Deep Dive: How the Court Reached Its Decision
Court's Finding on Legitimate Claim to Funds
The court found that Carolyn Anderson lacked a legitimate claim to the funds she received from Michael Anderson's fraudulent scheme. It determined that the SEC had adequately demonstrated that the funds were derived from investor money rather than from any legitimate investment by Ms. Anderson. The court emphasized that Ms. Anderson had not provided sufficient evidence to support her assertion that she was a victim of the scheme. In particular, the court noted that she did not prove that she had invested her own funds into The End of the Rainbow Partners, LLC. Instead, the funds she received were traced back to the misappropriated investor contributions. The court evaluated Ms. Anderson's claims and found them unsupported by the evidence, as she failed to establish her status as an actual investor in the fund. The court concluded that she was not entitled to retain the funds she received since they were ill-gotten gains originating from the fraudulent activities of her late husband. Thus, the court ruled that disgorgement of the funds was appropriate since she lacked a legitimate claim to them.
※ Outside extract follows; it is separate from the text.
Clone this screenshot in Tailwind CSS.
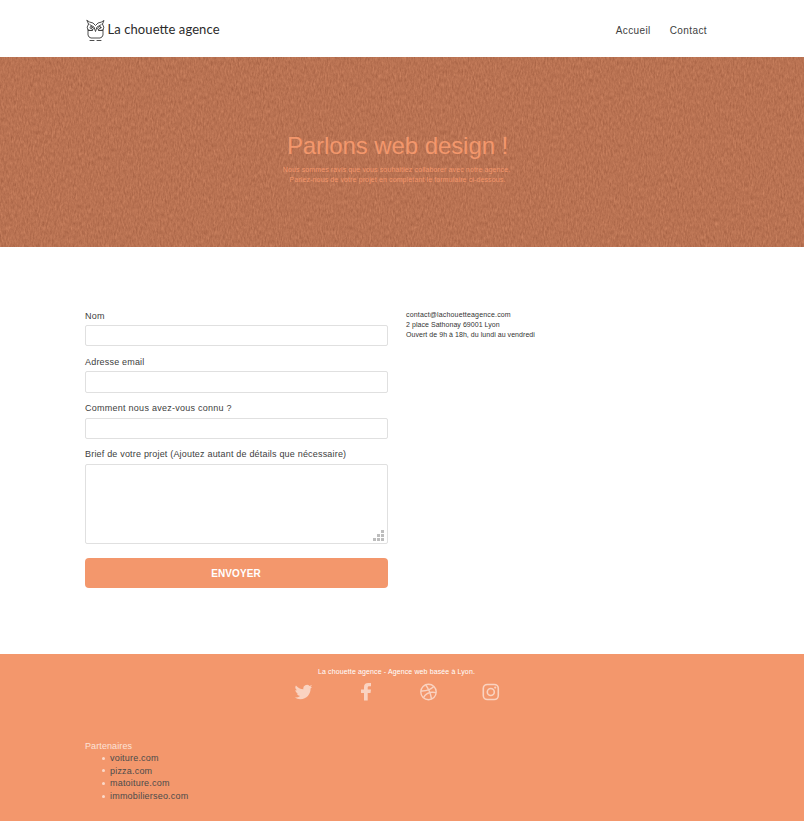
<!DOCTYPE html>
<html lang="fr">
<head>
<meta charset="utf-8">
<title>La chouette agence</title>
<script src="https://cdn.jsdelivr.net/npm/@tailwindcss/browser@4"></script>
</head>
<body class="bg-white font-['Liberation_Sans',Arial,sans-serif] text-[#404040] h-[824px] overflow-hidden">
<header class="h-[57px] pl-[85px] pr-[97px] flex items-center justify-between">
  <svg class="w-[144px] h-[28px] overflow-visible" viewBox="0 -1 144 28" fill="none" stroke="#3a3a3a" stroke-width=".9" stroke-linecap="round" stroke-linejoin="round">
    <path d="M2 4.500Q4.500 6.500 8 7L10.500 9.500L13 7Q16.500 6.500 19 4.500L17.500 8M3.500 8L2 4.500M5 8.800L9 11L10.500 15.500L12 11L16 8.800M3.500 8Q1 11.500 3 14Q6 16 9 12.500M17.500 8Q20 11.500 18 14Q15 16 12 12.500M3 14V19Q3.500 21.500 6 22H15Q17.500 21.500 18 19V14M3.500 14.500H7.500M13.500 14.500H17.500M5 24.500H9M12 24.500H16"/>
    <circle cx="6.200" cy="11.500" r="1.100"/><circle cx="14.800" cy="11.500" r="1.100"/>
    <text x="22.500" y="17.500" textLength="112" lengthAdjust="spacing" fill="#2b2b2b" stroke="none" font-family="Lato, sans-serif" font-size="13">La chouette agence</text>
  </svg>
  <nav class="flex gap-[19px] text-[10px] leading-4 tracking-[.4px] pt-[5px]">
    <a>Accueil</a><a>Contact</a>
  </nav>
</header>
<section class="relative h-[190px] bg-[#bb7150] text-[#f3976c] text-center overflow-hidden">
  <svg class="absolute inset-0 w-full h-full" aria-hidden="true">
    <filter id="paper" x="0" y="0" width="100%" height="100%" color-interpolation-filters="sRGB">
      <feTurbulence type="fractalNoise" baseFrequency=".63 .23" numOctaves="4" seed="21"/>
      <feColorMatrix values=".15 .09 0 0 .605  .13 .08 0 0 .343  .11 .07 0 0 .232  0 0 0 0 1"/>
    </filter>
    <rect width="100%" height="100%" filter="url(#paper)"/>
  </svg>
  <div class="relative pt-[74px] pr-[9px]">
    <h1 class="text-[24px] leading-[30px] tracking-[-.08px]">Parlons web design !</h1>
    <p class="text-[7px] leading-[10px] pt-[4px] pr-[2px] tracking-[.12px]">Nous sommes ravis que vous souhaitiez collaborer avec notre agence.<br><span class="pl-[2px]">Parlez-nous de votre projet en complétant le formulaire ci-dessous.</span></p>
  </div>
</section>
<main class="h-[407px] pl-[85px] pt-[62px] flex gap-[18px]">
  <form class="w-[303px] text-[9px] tracking-[.19px]">
    <label class="block h-[16px] leading-[14px]">Nom</label>
    <div class="h-[21px] border border-[#e0e0e0] rounded-[2px]"></div>
    <label class="block h-[25px] pt-[9px] leading-[14px]">Adresse email</label>
    <div class="h-[22px] border border-[#e0e0e0] rounded-[2px]"></div>
    <label class="block h-[25px] pt-[8px] leading-[14px] tracking-[.26px]">Comment nous avez-vous connu ?</label>
    <div class="h-[21px] border border-[#e0e0e0] rounded-[2px]"></div>
    <label class="block h-[25px] pt-[8px] leading-[14px]">Brief de votre projet (Ajoutez autant de détails que nécessaire)</label>
    <div class="h-[80px] border border-[#e0e0e0] rounded-[2px] flex items-end justify-end pr-[3px] pb-[2px]">
      <svg class="w-[11px] h-[11px]" viewBox="0 0 11 11" fill="#bdbdbd" shape-rendering="crispEdges"><path d="M8 0h3v3H8zM4 4h3v3H4zM8 4h3v3H8zM0 8h3v3H0zM4 8h3v3H4zM8 8h3v3H8z"/></svg>
    </div>
    <button type="button" class="mt-[14px] w-full h-[30px] bg-[#f3976c] rounded-[4px] text-white font-bold text-[10px] tracking-[.1px] flex items-center justify-center pr-px">ENVOYER</button>
  </form>
  <address class="not-italic text-[7px] leading-[10px] pt-px tracking-[.05px] text-[#333]"><a class="tracking-[.17px]">contact@lachouetteagence.com</a><br>2 place Sathonay 69001 Lyon<br>Ouvert de 9h à 18h, du lundi au vendredi</address>
</main>
<footer class="h-[167px] bg-[#f3976c] pt-[13px]">
  <p class="text-white text-[7px] leading-[10px] tracking-[.12px] text-center pr-[11px]">La chouette agence - Agence web basée à Lyon.</p>
  <div class="flex justify-between w-[206px] ml-[294px] mt-[6px] text-[#fad3c1]">
    <svg class="w-[18px] h-[18px]" viewBox="-1 0 24.500 24" fill="currentColor"><path d="M23.950 4.570a10 10 0 0 1-2.820.77 4.960 4.960 0 0 0 2.160-2.720 9.900 9.900 0 0 1-3.120 1.180 4.920 4.920 0 0 0-8.380 4.480A13.930 13.930 0 0 1 1.640 3.160a4.920 4.920 0 0 0 1.520 6.570 4.900 4.900 0 0 1-2.230-.61v.06a4.920 4.920 0 0 0 3.950 4.830 5 5 0 0 1-2.210.08 4.940 4.940 0 0 0 4.600 3.420A9.870 9.870 0 0 1 0 19.540a13.990 13.990 0 0 0 7.550 2.210c9.050 0 14-7.500 14-13.980 0-.21 0-.42-.02-.63a9.940 9.940 0 0 0 2.420-2.570z"/></svg>
    <svg class="w-[18px] h-[18px]" viewBox="0 0 18 18" fill="currentColor"><path d="M7 17.500V10H4V6.500H7V4.200Q7 0 11.200 0H14V3.200H12Q10.700 3.200 10.700 4.600V6.500H14L13.500 10H10.700V17.500Z"/></svg>
    <svg class="w-[18px] h-[18px]" viewBox="0 0 18 18" fill="none" stroke="currentColor" stroke-width="1.400"><circle cx="9.500" cy="9" r="7.700"/><path d="M6.700 2Q11 7.400 12.500 15.800M2 8Q10 8.400 14.800 3.600M4.500 14.600Q8 8 17 9.600"/></svg>
    <svg class="w-[18px] h-[18px]" viewBox="0 0 18 18" fill="none" stroke="currentColor" stroke-width="1.600"><rect x="1.300" y="1.500" width="15" height="15" rx="4"/><circle cx="8.800" cy="9" r="3.500"/><circle cx="13.200" cy="4.600" r="1.100" fill="currentColor" stroke="none"/></svg>
  </div>
  <div class="pl-[85px] pt-[39px] text-[9px] tracking-[.2px] leading-[12.600px]">
    <h2 class="text-[#fce3d8] tracking-[.1px] leading-[12px]">Partenaires</h2>
    <ul class="pl-[17px] text-[#4b4b4b]">
      <li class="flex items-center gap-[5px]"><i class="w-[3px] h-[3px] rounded-full bg-[#fbd9ca]"></i><a>voiture.com</a></li>
      <li class="flex items-center gap-[5px]"><i class="w-[3px] h-[3px] rounded-full bg-[#fbd9ca]"></i><a>pizza.com</a></li>
      <li class="flex items-center gap-[5px]"><i class="w-[3px] h-[3px] rounded-full bg-[#fbd9ca]"></i><a>matoiture.com</a></li>
      <li class="flex items-center gap-[5px]"><i class="w-[3px] h-[3px] rounded-full bg-[#fbd9ca]"></i><a>immobilierseo.com</a></li>
    </ul>
  </div>
</footer>
</body>
</html>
Application of Disgorgement Principles
The court explained the legal principles governing disgorgement, emphasizing that relief defendants can be ordered to return funds received from a fraudulent scheme if they do not have a legitimate claim to those funds. It highlighted that the SEC's authority allowed it to seek disgorgement from individuals or entities that received ill-gotten gains, even if they did not directly participate in the underlying wrongdoing. The court cited precedent that reinforced its ability to hold relief defendants accountable for funds that were improperly acquired. The ruling illustrated the court’s commitment to ensuring that victims of securities fraud were compensated and that the wrongdoers did not benefit from their illicit activities. The court's decision was based on a clear understanding of the importance of equitable remedies in the context of securities fraud cases. By establishing that Ms. Anderson received funds that were never rightfully hers, the court upheld the principle that those who profit from fraud, directly or indirectly, must return those profits. This application of disgorgement principles underscored the court's role in maintaining integrity within the securities market.
Findings on the Nature of the Fraud
The court meticulously examined the nature of the fraudulent scheme orchestrated by Michael Anderson through The End of the Rainbow Partners, LLC. It found that the operation was a classic Ponzi scheme, where new investor funds were used to pay returns to earlier investors, rather than being invested in legitimate trading activities. The court noted that Mr. Anderson misled investors about the profitability of the fund, providing them with fabricated monthly statements that falsely depicted trading gains. Such deceptive practices were integral to the operation of the scheme, which ultimately defrauded investors out of millions of dollars. The court underscored that the fraudulent nature of the operation was evident, further justifying the SEC's actions against the defendants. It confirmed that the misappropriation of investor funds for personal use, including payments to Ms. Anderson, exemplified the egregiousness of the fraudulent scheme. The court's findings reflected a clear understanding of the tactics employed in securities fraud and the need for strict enforcement against such misconduct. In doing so, the court reinforced the necessity of accountability for those who facilitate or benefit from fraudulent schemes.
Court's Rationale for Denying Ms. Anderson's Objections
The court addressed Carolyn Anderson's objections to the magistrate judge's recommendations, ultimately overruling them as moot. It reasoned that the determination of the SEC's summary judgment motion effectively resolved all claims against Ms. Anderson on their merits. The court emphasized that her objections were insufficiently specific, failing to identify particular findings made by the magistrate judge that were erroneous. It noted that under Federal Rule of Civil Procedure 72(b)(2), a party must provide specific written objections to facilitate judicial review of the magistrate's recommendations. The court found that Ms. Anderson's generic reiteration of prior arguments did not meet the required standard for specificity and thus constituted a waiver of further review. It concluded that even if it were to consider the merits of her objections, there was no clear error in the magistrate judge's well-supported recommendation. The court's rationale underscored the importance of precise and meaningful objections in the judicial process, reinforcing the procedural standards that govern such cases.
Summary Judgment Against Other Defendants
The court also granted the SEC's motions for default judgment against The End of the Rainbow Partners and the End of the Rainbow Foundation due to their failure to respond to the allegations. It acknowledged that the SEC had served both entities with the complaint and that they did not appear or defend against the claims made against them. The court noted that the SEC had established through affidavits and evidence that The End of the Rainbow Partners had engaged in securities fraud, which justified the default judgment. Furthermore, it found that the Foundation had no legitimate operations, thereby lacking any claim to the funds it received from the fraudulent scheme. The court's ruling on the default judgments highlighted the consequences of failing to respond to legal actions, emphasizing that defendants who ignore court processes may face severe repercussions. By entering judgments against these defendants, the court reinforced the principle that accountability must extend to all parties involved in fraudulent schemes, regardless of their level of direct involvement in the wrongdoing.